PIM4703 - Rent from property outside the UK: IT cases for 2005-06 onwards
General guidance on the taxation of foreign income can be
found in the International Manual.
Summary
For 2005-06 onwards the main IT rules for taxing property income
have been brought together in ITTOIA05, but the scope of the
legislation has not changed.
Rent and other receipts from properties outside the UK
continue to be taxed separately as foreign income. The profits or
losses are computed using trading principles just like those of a
UK rental business.
So the other parts of the Property Income Manual generally
apply to receipts and expenses of properties outside the UK as well
as those within the UK. But this approach does not apply if the
taxpayer claims the remittance basis for overseas income –
see below.
Profits or losses of an overseas property business are not
combined with the profits or losses of a UK rental business; they
are taxed separately and losses on one can’t be set against
profits on the other.
The special rules for furnished holiday lettings (see
PIM4100 onwards) don’t apply to
overseas properties.
Overseas property business
An ‘overseas property business’ is defined in
ITTOIA05/S265. The definition is identical to that of a ‘UK
property business’ except that the land from which the income
arises is outside the UK.
For the purpose of deciding whether there is an overseas
property business, overseas land law is interpreted in accordance
with ITTOIA05/S363. This is particularly useful when applying the
lease premium rules in Chapter 4 of Part 3 of ITTOIA05 to foreign
leases.
Charge to tax
The profits of a property business are charged to IT by
ITTOIA05/S268. It does not matter whether the property business is
a UK property business or an overseas property business.

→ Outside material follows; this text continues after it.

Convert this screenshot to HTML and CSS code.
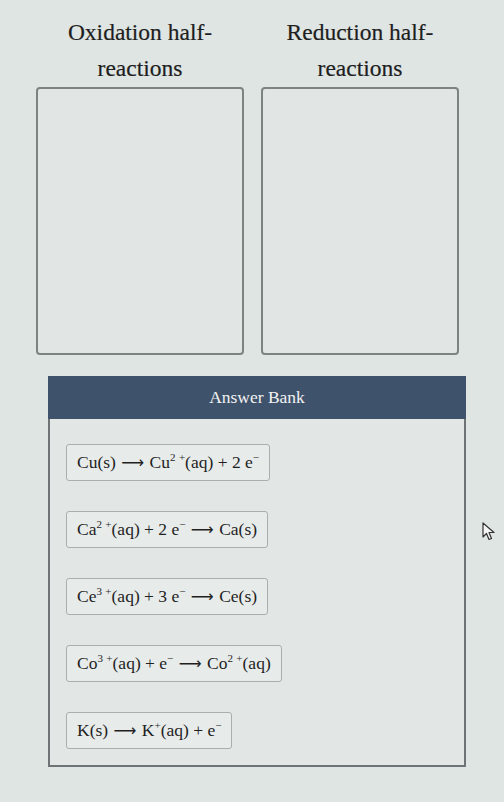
FILE: index.html
```html
<!DOCTYPE html>
<html lang="en">
<head>
    <meta charset="UTF-8">
    <meta name="viewport" content="width=device-width, initial-scale=1.0">
    <title>Half-reactions</title>
    <link rel="stylesheet" href="styles.css">
</head>
<body>
    <div class="columns">
        <div class="column column-ox">
            <h2 class="column-title">Oxidation half-<br>reactions</h2>
            <div class="drop-zone"></div>
        </div>
        <div class="column column-red">
            <h2 class="column-title">Reduction half-<br>reactions</h2>
            <div class="drop-zone"></div>
        </div>
    </div>

    <div class="answer-bank">
        <div class="bank-header">Answer Bank</div>
        <div class="bank-body">
            <div class="chip">Cu(s) <span class="arrow">⟶</span> Cu<sup>2</sup> <sup class="plus">+</sup>(aq) + 2 e<sup>−</sup></div>
            <div class="chip">Ca<sup>2</sup> <sup class="plus">+</sup>(aq) + 2 e<sup>−</sup> <span class="arrow">⟶</span> Ca(s)</div>
            <div class="chip">Ce<sup>3</sup> <sup class="plus">+</sup>(aq) + 3 e<sup>−</sup> <span class="arrow">⟶</span> Ce(s)</div>
            <div class="chip">Co<sup>3</sup> <sup class="plus">+</sup>(aq) + e<sup>−</sup> <span class="arrow">⟶</span> Co<sup>2</sup> <sup class="plus">+</sup>(aq)</div>
            <div class="chip">K(s) <span class="arrow">⟶</span> K<sup>+</sup>(aq) + e<sup>−</sup></div>
        </div>
    </div>

    <!-- mouse pointer -->
    <svg class="cursor" width="14" height="20" viewBox="0 0 14 20">
        <path d="M1 1 L1 15 L4.5 11.5 L7 17.5 L9.5 16.5 L7 10.5 L12 10.5 Z" fill="#f4f4f4" stroke="#333" stroke-width="1.2" stroke-linejoin="round"/>
    </svg>
</body>
</html>
```

FILE: styles.css
```css
body {
    margin: 0;
    padding: 14px 0 0;
    background: #dfe5e3;
    font-family: "Liberation Serif", "Times New Roman", serif;
    color: #1f1f1f;
    position: relative;
    min-height: 788px;
}

.columns {
    display: flex;
    gap: 17px;
    padding-left: 36px;
}

.column-ox { width: 208px; }
.column-red { width: 198px; }

.column-title {
    margin: 0;
    font-size: 23.5px;
    font-weight: normal;
    line-height: 36px;
    text-align: center;
    color: #1e1e1e;
    -webkit-text-stroke: 0.2px #1e1e1e;
}

.drop-zone {
    margin-top: 1px;
    height: 264px;
    border: 2px solid #7d8283;
    border-radius: 4px;
    background: #e1e6e4;
}

.answer-bank {
    margin: 21px 0 0 48px;
    width: 418px;
}

.bank-header {
    height: 43px;
    background: #3f526b;
    color: #f2f2f2;
    font-size: 17.5px;
    display: flex;
    align-items: center;
    justify-content: center;
}

.bank-body {
    border: 2px solid #6e7476;
    border-top: none;
    padding: 25px 0 16px 16px;
    display: flex;
    flex-direction: column;
    align-items: flex-start;
    gap: 30px;
    background: #e2e7e5;
}

.chip {
    height: 35px;
    line-height: 35px;
    padding: 0 10px;
    border: 1.5px solid #a9aeae;
    border-radius: 3px;
    background: #e7ebea;
    font-size: 17.5px;
    white-space: nowrap;
    color: #1f1f1f;
}

.chip sup {
    font-size: 11px;
    line-height: 0;
    position: relative;
    top: -7px;
    vertical-align: baseline;
}

.chip sup.plus {
    margin-left: -1px;
}

.arrow {
    font-family: "DejaVu Sans", sans-serif;
    font-size: 16px;
    margin: 0 1px;
}

.cursor {
    position: absolute;
    left: 482px;
    top: 522px;
}
```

But the profits of an overseas property business are
chargeable to tax only if the business is carried on by a UK
resident – ITTOIA05/S269 (2).
Remittance basis
A person who is:
- domiciled outside the UK, or
- not ordinarily resident in the UK
may claim for their relevant foreign income to be charged on the
remittance basis. Overseas property income is relevant foreign
income. But ITTOIA05/S831 (5) states that the remittance basis
cannot apply to relevant foreign income arising in the Republic of
Ireland.
If a claim for the remittance basis is made for a year then
the only profits of the overseas property business that are
chargeable under ITTOIA05/S268 are those in respect of land in the
Irish Republic. The other profits of the business are chargeable to
IT under ITTOIA05/S357. IT is charged on the full amount of the
sums received in the UK in the tax year in respect of the relevant
foreign income (ITTOIA05/S832).
Provisions which must be given priority
In the case of a foreign trade the normal ‘boundary rules’ are reversed. The rule in ITTOIA05/S261 (a) is the reverse of that in ITTOIA05/S4 (1). That means that income is charged as trading income rather than property income where the income could be regarded as either trading income or property income. The sort of receipt to which this rule might apply is rent received by a property developer from the temporary letting of land awaiting development. The rent is taxed as trading income.
Tax credit relief
The instructions at PIM4702 in respect of claiming relief for foreign tax paid in respect of income from overseas property remain applicable for 2005-06 onwards.